Filter the entries and keep only the lines where the string "index" appears.

§ **TASK INPUTS**:
"""
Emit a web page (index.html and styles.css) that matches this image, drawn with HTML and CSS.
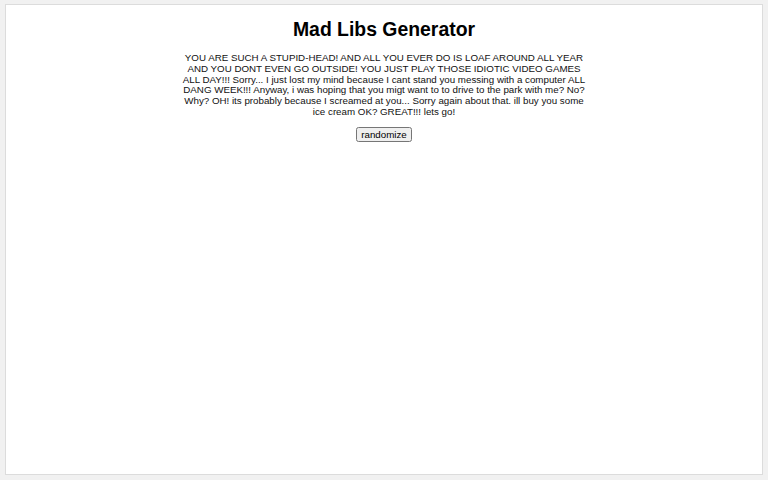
FILE: index.html
```html
<!DOCTYPE html>
<html lang="en">
<head>
    <meta charset="UTF-8">
    <meta name="viewport" content="width=device-width, initial-scale=1.0">
    <title>Mad Libs Generator</title>
    <link rel="stylesheet" href="styles.css">
</head>
<body>

<!-- Story card -->
<div class="card">
    <h1>Mad Libs Generator</h1>

    <p id="story" class="story">YOU ARE SUCH A STUPID-HEAD! AND ALL YOU EVER DO IS LOAF AROUND ALL YEAR AND YOU DONT EVEN GO OUTSIDE! YOU JUST PLAY THOSE IDIOTIC VIDEO GAMES ALL DAY!!! Sorry... I just lost my mind because I cant stand you messing with a computer ALL DANG WEEK!!! Anyway, i was hoping that you migt want to to drive to the park with me? No? Why? OH! its probably because I screamed at you... Sorry again about that. ill buy you some ice cream OK? GREAT!!! lets go!</p>

    <button type="button" class="btn">randomize</button>
</div>

</body>
</html>
```

FILE: styles.css
```css
html {
    background-color: #f1f1f1;
}
body {
    font-family: "Liberation Sans", Arial, sans-serif;
    margin: 4px 5px 5px 5px;
}
.card {
    background-color: #fff;
    border: 1px solid #dcdcdc;
    box-sizing: border-box;
    height: 471px;
    text-align: center;
}
h1 {
    font-size: 19.4px;
    margin: 13px 0 0 0;
    line-height: 23px;
}
.story {
    width: 406px;
    margin: 12px auto 6px auto;
    font-size: 9.75px;
    line-height: 10.8px;
    color: #111;
}
.btn {
    font-family: "Liberation Sans", Arial, sans-serif;
    font-size: 9.75px;
    padding: 0 3px;
}
```
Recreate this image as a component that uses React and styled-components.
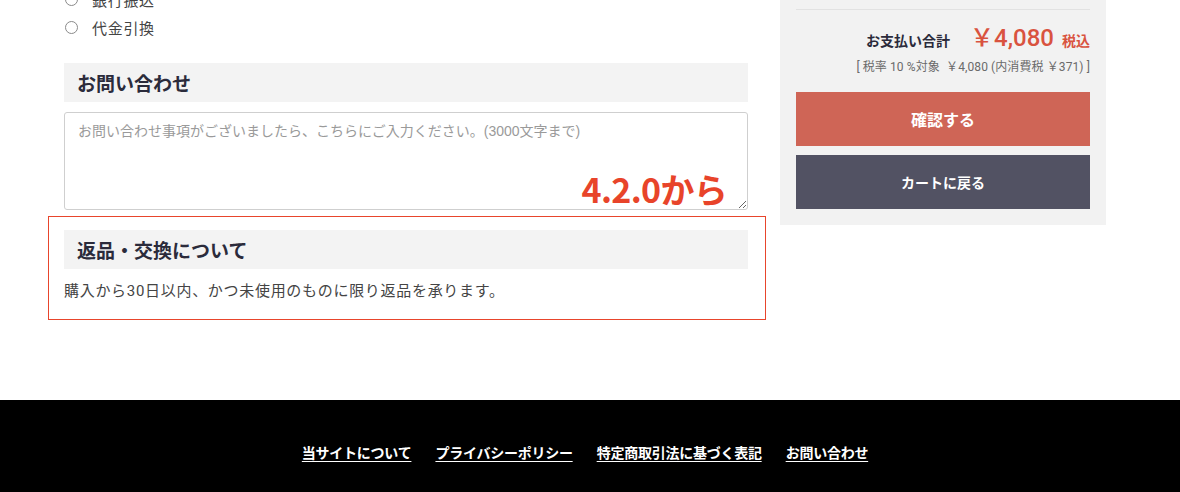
import React from "react";
import styled, { createGlobalStyle } from "styled-components";

const Global = createGlobalStyle`
  html, body { margin: 0; padding: 0; background: #fff; }
  body {
    font-family: "Roboto", "Noto Sans CJK JP", sans-serif;
    color: #444;
    -webkit-font-smoothing: antialiased;
  }
  * { box-sizing: border-box; }
`;

const Page = styled.div`
  width: 1180px;
  overflow: hidden;
`;

const Main = styled.main`
  height: 400px;
  display: flex;
  align-items: flex-start;
  gap: 14px;
  padding-left: 48px;
  overflow: hidden;
`;

const LeftCol = styled.div`
  width: 718px;
  margin-top: -15px;
  display: flex;
  flex-direction: column;
`;

const Block = styled.div`
  padding: 0 18px 0 16px;
  margin-top: ${(p) => p.$mt || 0}px;
`;

const RadioList = styled.ul`
  list-style: none;
  margin: 0;
  padding: 0 16px;
`;

const RadioItem = styled.li`
  height: 28px;
  display: flex;
  align-items: center;
  font-size: 15px;
  letter-spacing: 0.7px;
  color: #444;
`;

const RadioCircle = styled.span`
  width: 13px;
  height: 13px;
  border: 1px solid #8a8a8a;
  border-radius: 50%;
  margin: 0 14px 0 1px;
  background: #fff;
  flex: none;
`;

const Heading = styled.h2`
  margin: 0;
  height: 39px;
  display: flex;
  align-items: center;
  padding: 0 13px;
  background: #f3f3f3;
  font-size: 19px;
  font-weight: 700;
  color: #2b2b3b;
  font-family: "Noto Sans CJK JP", sans-serif;
`;

const FieldWrap = styled.div`
  position: relative;
`;

const TextArea = styled.textarea`
  display: block;
  width: 100%;
  height: 98px;
  border: 1px solid #cfcfcf;
  border-radius: 3px;
  padding: 8px 13px;
  font-family: "Liberation Sans", "Noto Sans CJK JP", sans-serif;
  font-size: 14px;
  line-height: 20px;
  color: #444;
  resize: vertical;
  &::placeholder { color: #9a9a9a; }
`;

const Annotation = styled.span`
  position: absolute;
  right: 21px;
  bottom: 1px;
  font-family: "Noto Sans CJK JP", sans-serif;
  font-weight: 700;
  font-size: 34px;
  line-height: 40px;
  letter-spacing: -0.7px;
  color: #e8442a;
  pointer-events: none;
`;

const Highlight = styled.section`
  margin-top: 6px;
  border: 1px solid #e8452c;
  padding: 13px 17px 16px 15px;
`;

const BodyText = styled.p`
  margin: 10px 0 0;
  font-size: 15px;
  line-height: 24px;
  letter-spacing: 0.7px;
  color: #444;
`;

const Side = styled.aside`
  width: 326px;
  background: #f2f2f2;
  padding: 9px 16px 16px;
`;

const Rule = styled.hr`
  margin: 0;
  border: 0;
  border-top: 1px solid #e2e2e2;
`;

const TotalRow = styled.div`
  margin-top: 10px;
  height: 36px;
  display: flex;
  justify-content: flex-end;
  align-items: baseline;
`;

const TotalLabel = styled.span`
  font-size: 14px;
  font-weight: 700;
  color: #2b2b3b;
  font-family: "Noto Sans CJK JP", sans-serif;
`;

const Price = styled.span`
  margin-left: 20px;
  font-size: 24px;
  font-weight: 500;
  line-height: 36px;
  color: #d9533f;
`;

const TaxIn = styled.span`
  margin-left: 8px;
  font-size: 14px;
  font-weight: 700;
  color: #d9533f;
  font-family: "Noto Sans CJK JP", sans-serif;
`;

const TaxNote = styled.div`
  margin-top: 2px;
  text-align: right;
  font-size: 12px;
  line-height: 18px;
  color: #6a6a6a;
  letter-spacing: 0.1px;
  white-space: pre;
`;

const Buttons = styled.div`
  margin-top: 16px;
  display: flex;
  flex-direction: column;
  gap: 9px;
`;

const Button = styled.button`
  height: 54px;
  width: 100%;
  border: 0;
  background: ${(p) => (p.$primary ? "#cf6556" : "#525263")};
  color: #fff;
  font-family: "Noto Sans CJK JP", sans-serif;
  font-weight: 700;
  font-size: ${(p) => (p.$primary ? 16 : 14)}px;
  cursor: pointer;
`;

const Footer = styled.footer`
  height: 92px;
  background: #000;
  display: flex;
  justify-content: center;
  padding-top: 41px;
`;

const FooterNav = styled.nav`
  display: flex;
  gap: 24px;
  height: 22px;
  margin-left: -10px;
`;

const FooterLink = styled.a`
  color: #fff;
  font-size: 14px;
  font-weight: 700;
  line-height: 22px;
  text-decoration: underline;
  text-underline-offset: 3px;
  font-family: "Noto Sans CJK JP", sans-serif;
  letter-spacing: -0.25px;
`;

export default function App() {
  return (
    <Page>
      <Global />
      <Main>
        <LeftCol>
          <RadioList>
            <RadioItem>
              <RadioCircle />
              銀行振込
            </RadioItem>
            <RadioItem>
              <RadioCircle />
              代金引換
            </RadioItem>
          </RadioList>
          <Block $mt={22}>
            <Heading>お問い合わせ</Heading>
          </Block>
          <Block $mt={10}>
            <FieldWrap>
              <TextArea placeholder="お問い合わせ事項がございましたら、こちらにご入力ください。(3000文字まで)" />
              <Annotation>4.2.0から</Annotation>
            </FieldWrap>
          </Block>
          <Highlight>
            <Heading>返品・交換について</Heading>
            <BodyText>購入から30日以内、かつ未使用のものに限り返品を承ります。</BodyText>
          </Highlight>
        </LeftCol>
        <Side>
          <Rule />
          <TotalRow>
            <TotalLabel>お支払い合計</TotalLabel>
            <Price>￥4,080</Price>
            <TaxIn>税込</TaxIn>
          </TotalRow>
          <TaxNote>{"[ 税率 10 %対象  ￥4,080 (内消費税 ￥371) ]"}</TaxNote>
          <Buttons>
            <Button $primary>確認する</Button>
            <Button>カートに戻る</Button>
          </Buttons>
        </Side>
      </Main>
      <Footer>
        <FooterNav>
          <FooterLink href="#">当サイトについて</FooterLink>
          <FooterLink href="#">プライバシーポリシー</FooterLink>
          <FooterLink href="#">特定商取引法に基づく表記</FooterLink>
          <FooterLink href="#">お問い合わせ</FooterLink>
        </FooterNav>
      </Footer>
    </Page>
  );
}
"""
§ **OUTPUT**:
Emit a web page (index.html and styles.css) that matches this image, drawn with HTML and CSS.
FILE: index.html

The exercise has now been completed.